Start of DATA BLOCK

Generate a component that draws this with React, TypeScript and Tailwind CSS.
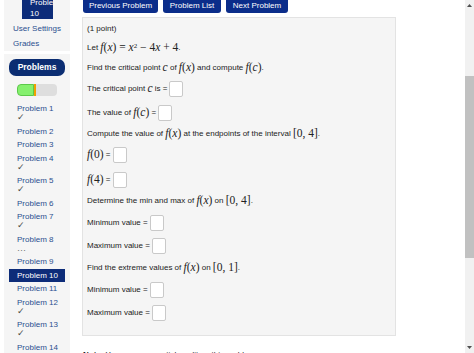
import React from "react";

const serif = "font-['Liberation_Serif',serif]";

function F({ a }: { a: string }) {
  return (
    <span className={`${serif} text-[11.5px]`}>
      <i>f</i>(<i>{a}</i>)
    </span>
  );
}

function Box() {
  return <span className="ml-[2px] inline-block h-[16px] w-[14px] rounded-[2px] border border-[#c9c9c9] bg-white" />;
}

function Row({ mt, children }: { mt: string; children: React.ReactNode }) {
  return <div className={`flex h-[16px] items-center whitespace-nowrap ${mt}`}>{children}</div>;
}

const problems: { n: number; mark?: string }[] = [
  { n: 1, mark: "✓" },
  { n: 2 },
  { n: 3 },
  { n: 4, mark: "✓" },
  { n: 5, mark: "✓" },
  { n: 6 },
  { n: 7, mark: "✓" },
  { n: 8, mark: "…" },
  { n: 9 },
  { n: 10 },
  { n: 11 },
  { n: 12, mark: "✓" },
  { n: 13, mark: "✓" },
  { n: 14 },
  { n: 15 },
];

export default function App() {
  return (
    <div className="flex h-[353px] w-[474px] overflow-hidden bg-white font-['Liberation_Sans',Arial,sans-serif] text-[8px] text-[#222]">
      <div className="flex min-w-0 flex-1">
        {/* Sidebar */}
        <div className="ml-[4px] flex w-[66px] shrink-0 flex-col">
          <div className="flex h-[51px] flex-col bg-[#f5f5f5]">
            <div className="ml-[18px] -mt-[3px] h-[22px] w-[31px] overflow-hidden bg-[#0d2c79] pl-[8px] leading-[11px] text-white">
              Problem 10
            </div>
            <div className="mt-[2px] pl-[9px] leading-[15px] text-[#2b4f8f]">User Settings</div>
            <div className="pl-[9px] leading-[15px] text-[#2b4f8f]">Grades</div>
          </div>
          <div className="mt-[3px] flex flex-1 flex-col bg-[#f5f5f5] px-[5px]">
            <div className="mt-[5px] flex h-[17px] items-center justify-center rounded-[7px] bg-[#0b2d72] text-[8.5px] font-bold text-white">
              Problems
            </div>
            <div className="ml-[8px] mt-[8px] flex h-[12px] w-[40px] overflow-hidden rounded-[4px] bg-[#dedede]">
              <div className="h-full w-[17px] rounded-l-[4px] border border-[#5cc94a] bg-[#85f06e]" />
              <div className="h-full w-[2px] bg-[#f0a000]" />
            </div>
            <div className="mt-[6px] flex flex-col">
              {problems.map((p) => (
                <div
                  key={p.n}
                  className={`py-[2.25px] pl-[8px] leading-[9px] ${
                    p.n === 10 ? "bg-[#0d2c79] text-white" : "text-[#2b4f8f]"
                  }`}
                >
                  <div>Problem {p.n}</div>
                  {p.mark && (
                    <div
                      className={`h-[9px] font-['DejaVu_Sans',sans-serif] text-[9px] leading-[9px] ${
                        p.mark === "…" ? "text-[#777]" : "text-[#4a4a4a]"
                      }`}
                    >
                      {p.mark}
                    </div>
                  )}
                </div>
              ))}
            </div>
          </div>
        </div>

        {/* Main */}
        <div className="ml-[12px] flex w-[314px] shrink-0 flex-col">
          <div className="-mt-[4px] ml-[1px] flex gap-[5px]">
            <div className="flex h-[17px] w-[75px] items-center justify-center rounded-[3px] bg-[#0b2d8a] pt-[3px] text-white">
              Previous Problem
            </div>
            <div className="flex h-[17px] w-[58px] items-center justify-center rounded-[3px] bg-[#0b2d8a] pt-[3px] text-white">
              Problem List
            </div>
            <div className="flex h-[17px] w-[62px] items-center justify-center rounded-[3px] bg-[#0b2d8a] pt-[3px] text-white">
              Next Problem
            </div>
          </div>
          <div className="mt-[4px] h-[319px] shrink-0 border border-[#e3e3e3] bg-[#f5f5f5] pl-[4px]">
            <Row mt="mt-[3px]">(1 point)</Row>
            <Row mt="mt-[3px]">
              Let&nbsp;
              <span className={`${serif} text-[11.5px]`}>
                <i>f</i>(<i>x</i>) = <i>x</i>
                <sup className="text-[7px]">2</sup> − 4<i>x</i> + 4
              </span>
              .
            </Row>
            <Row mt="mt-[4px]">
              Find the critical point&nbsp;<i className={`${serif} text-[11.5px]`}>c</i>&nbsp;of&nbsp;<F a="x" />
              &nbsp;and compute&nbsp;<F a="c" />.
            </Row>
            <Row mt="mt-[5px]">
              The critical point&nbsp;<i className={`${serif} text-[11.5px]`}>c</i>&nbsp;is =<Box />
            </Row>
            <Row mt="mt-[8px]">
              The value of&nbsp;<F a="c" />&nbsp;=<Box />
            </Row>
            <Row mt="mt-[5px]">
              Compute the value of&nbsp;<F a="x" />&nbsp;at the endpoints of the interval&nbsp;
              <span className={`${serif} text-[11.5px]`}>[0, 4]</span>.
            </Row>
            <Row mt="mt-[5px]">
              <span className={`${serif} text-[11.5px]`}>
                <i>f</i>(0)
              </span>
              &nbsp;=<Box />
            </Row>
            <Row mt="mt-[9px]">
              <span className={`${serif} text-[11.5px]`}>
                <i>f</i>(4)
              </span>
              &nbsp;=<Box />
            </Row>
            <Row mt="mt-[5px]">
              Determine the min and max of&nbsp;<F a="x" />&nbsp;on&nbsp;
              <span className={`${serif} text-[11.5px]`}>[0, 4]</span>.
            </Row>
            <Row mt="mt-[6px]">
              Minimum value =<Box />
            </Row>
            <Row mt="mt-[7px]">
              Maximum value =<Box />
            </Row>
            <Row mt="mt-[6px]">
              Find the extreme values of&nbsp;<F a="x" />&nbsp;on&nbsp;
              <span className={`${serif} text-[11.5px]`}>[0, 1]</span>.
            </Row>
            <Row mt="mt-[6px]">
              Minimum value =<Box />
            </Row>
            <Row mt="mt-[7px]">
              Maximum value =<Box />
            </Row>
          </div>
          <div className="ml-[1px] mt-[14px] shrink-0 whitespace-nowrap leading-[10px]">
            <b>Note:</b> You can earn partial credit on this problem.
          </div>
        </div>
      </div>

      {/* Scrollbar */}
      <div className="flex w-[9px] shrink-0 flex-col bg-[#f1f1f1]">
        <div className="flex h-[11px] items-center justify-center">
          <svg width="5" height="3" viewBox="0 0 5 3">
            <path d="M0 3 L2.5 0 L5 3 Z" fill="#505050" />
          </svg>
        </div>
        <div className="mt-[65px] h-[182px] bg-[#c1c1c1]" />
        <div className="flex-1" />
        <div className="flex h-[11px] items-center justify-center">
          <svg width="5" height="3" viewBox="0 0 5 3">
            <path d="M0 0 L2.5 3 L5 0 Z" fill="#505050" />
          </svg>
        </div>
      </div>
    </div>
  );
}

End of DATA BLOCK

Reproduce the material above in full, exactly, with no images.

__RESULT OF THE TASK__.
Generate a component that draws this with React, TypeScript and Tailwind CSS.
import React from "react";

const serif = "font-['Liberation_Serif',serif]";

function F({ a }: { a: string }) {
  return (
    <span className={`${serif} text-[11.5px]`}>
      <i>f</i>(<i>{a}</i>)
    </span>
  );
}

function Box() {
  return <span className="ml-[2px] inline-block h-[16px] w-[14px] rounded-[2px] border border-[#c9c9c9] bg-white" />;
}

function Row({ mt, children }: { mt: string; children: React.ReactNode }) {
  return <div className={`flex h-[16px] items-center whitespace-nowrap ${mt}`}>{children}</div>;
}

const problems: { n: number; mark?: string }[] = [
  { n: 1, mark: "✓" },
  { n: 2 },
  { n: 3 },
  { n: 4, mark: "✓" },
  { n: 5, mark: "✓" },
  { n: 6 },
  { n: 7, mark: "✓" },
  { n: 8, mark: "…" },
  { n: 9 },
  { n: 10 },
  { n: 11 },
  { n: 12, mark: "✓" },
  { n: 13, mark: "✓" },
  { n: 14 },
  { n: 15 },
];

export default function App() {
  return (
    <div className="flex h-[353px] w-[474px] overflow-hidden bg-white font-['Liberation_Sans',Arial,sans-serif] text-[8px] text-[#222]">
      <div className="flex min-w-0 flex-1">
        {/* Sidebar */}
        <div className="ml-[4px] flex w-[66px] shrink-0 flex-col">
          <div className="flex h-[51px] flex-col bg-[#f5f5f5]">
            <div className="ml-[18px] -mt-[3px] h-[22px] w-[31px] overflow-hidden bg-[#0d2c79] pl-[8px] leading-[11px] text-white">
              Problem 10
            </div>
            <div className="mt-[2px] pl-[9px] leading-[15px] text-[#2b4f8f]">User Settings</div>
            <div className="pl-[9px] leading-[15px] text-[#2b4f8f]">Grades</div>
          </div>
          <div className="mt-[3px] flex flex-1 flex-col bg-[#f5f5f5] px-[5px]">
            <div className="mt-[5px] flex h-[17px] items-center justify-center rounded-[7px] bg-[#0b2d72] text-[8.5px] font-bold text-white">
              Problems
            </div>
            <div className="ml-[8px] mt-[8px] flex h-[12px] w-[40px] overflow-hidden rounded-[4px] bg-[#dedede]">
              <div className="h-full w-[17px] rounded-l-[4px] border border-[#5cc94a] bg-[#85f06e]" />
              <div className="h-full w-[2px] bg-[#f0a000]" />
            </div>
            <div className="mt-[6px] flex flex-col">
              {problems.map((p) => (
                <div
                  key={p.n}
                  className={`py-[2.25px] pl-[8px] leading-[9px] ${
                    p.n === 10 ? "bg-[#0d2c79] text-white" : "text-[#2b4f8f]"
                  }`}
                >
                  <div>Problem {p.n}</div>
                  {p.mark && (
                    <div
                      className={`h-[9px] font-['DejaVu_Sans',sans-serif] text-[9px] leading-[9px] ${
                        p.mark === "…" ? "text-[#777]" : "text-[#4a4a4a]"
                      }`}
                    >
                      {p.mark}
                    </div>
                  )}
                </div>
              ))}
            </div>
          </div>
        </div>

        {/* Main */}
        <div className="ml-[12px] flex w-[314px] shrink-0 flex-col">
          <div className="-mt-[4px] ml-[1px] flex gap-[5px]">
            <div className="flex h-[17px] w-[75px] items-center justify-center rounded-[3px] bg-[#0b2d8a] pt-[3px] text-white">
              Previous Problem
            </div>
            <div className="flex h-[17px] w-[58px] items-center justify-center rounded-[3px] bg-[#0b2d8a] pt-[3px] text-white">
              Problem List
            </div>
            <div className="flex h-[17px] w-[62px] items-center justify-center rounded-[3px] bg-[#0b2d8a] pt-[3px] text-white">
              Next Problem
            </div>
          </div>
          <div className="mt-[4px] h-[319px] shrink-0 border border-[#e3e3e3] bg-[#f5f5f5] pl-[4px]">
            <Row mt="mt-[3px]">(1 point)</Row>
            <Row mt="mt-[3px]">
              Let&nbsp;
              <span className={`${serif} text-[11.5px]`}>
                <i>f</i>(<i>x</i>) = <i>x</i>
                <sup className="text-[7px]">2</sup> − 4<i>x</i> + 4
              </span>
              .
            </Row>
            <Row mt="mt-[4px]">
              Find the critical point&nbsp;<i className={`${serif} text-[11.5px]`}>c</i>&nbsp;of&nbsp;<F a="x" />
              &nbsp;and compute&nbsp;<F a="c" />.
            </Row>
            <Row mt="mt-[5px]">
              The critical point&nbsp;<i className={`${serif} text-[11.5px]`}>c</i>&nbsp;is =<Box />
            </Row>
            <Row mt="mt-[8px]">
              The value of&nbsp;<F a="c" />&nbsp;=<Box />
            </Row>
            <Row mt="mt-[5px]">
              Compute the value of&nbsp;<F a="x" />&nbsp;at the endpoints of the interval&nbsp;
              <span className={`${serif} text-[11.5px]`}>[0, 4]</span>.
            </Row>
            <Row mt="mt-[5px]">
              <span className={`${serif} text-[11.5px]`}>
                <i>f</i>(0)
              </span>
              &nbsp;=<Box />
            </Row>
            <Row mt="mt-[9px]">
              <span className={`${serif} text-[11.5px]`}>
                <i>f</i>(4)
              </span>
              &nbsp;=<Box />
            </Row>
            <Row mt="mt-[5px]">
              Determine the min and max of&nbsp;<F a="x" />&nbsp;on&nbsp;
              <span className={`${serif} text-[11.5px]`}>[0, 4]</span>.
            </Row>
            <Row mt="mt-[6px]">
              Minimum value =<Box />
            </Row>
            <Row mt="mt-[7px]">
              Maximum value =<Box />
            </Row>
            <Row mt="mt-[6px]">
              Find the extreme values of&nbsp;<F a="x" />&nbsp;on&nbsp;
              <span className={`${serif} text-[11.5px]`}>[0, 1]</span>.
            </Row>
            <Row mt="mt-[6px]">
              Minimum value =<Box />
            </Row>
            <Row mt="mt-[7px]">
              Maximum value =<Box />
            </Row>
          </div>
          <div className="ml-[1px] mt-[14px] shrink-0 whitespace-nowrap leading-[10px]">
            <b>Note:</b> You can earn partial credit on this problem.
          </div>
        </div>
      </div>

      {/* Scrollbar */}
      <div className="flex w-[9px] shrink-0 flex-col bg-[#f1f1f1]">
        <div className="flex h-[11px] items-center justify-center">
          <svg width="5" height="3" viewBox="0 0 5 3">
            <path d="M0 3 L2.5 0 L5 3 Z" fill="#505050" />
          </svg>
        </div>
        <div className="mt-[65px] h-[182px] bg-[#c1c1c1]" />
        <div className="flex-1" />
        <div className="flex h-[11px] items-center justify-center">
          <svg width="5" height="3" viewBox="0 0 5 3">
            <path d="M0 0 L2.5 3 L5 0 Z" fill="#505050" />
          </svg>
        </div>
      </div>
    </div>
  );
}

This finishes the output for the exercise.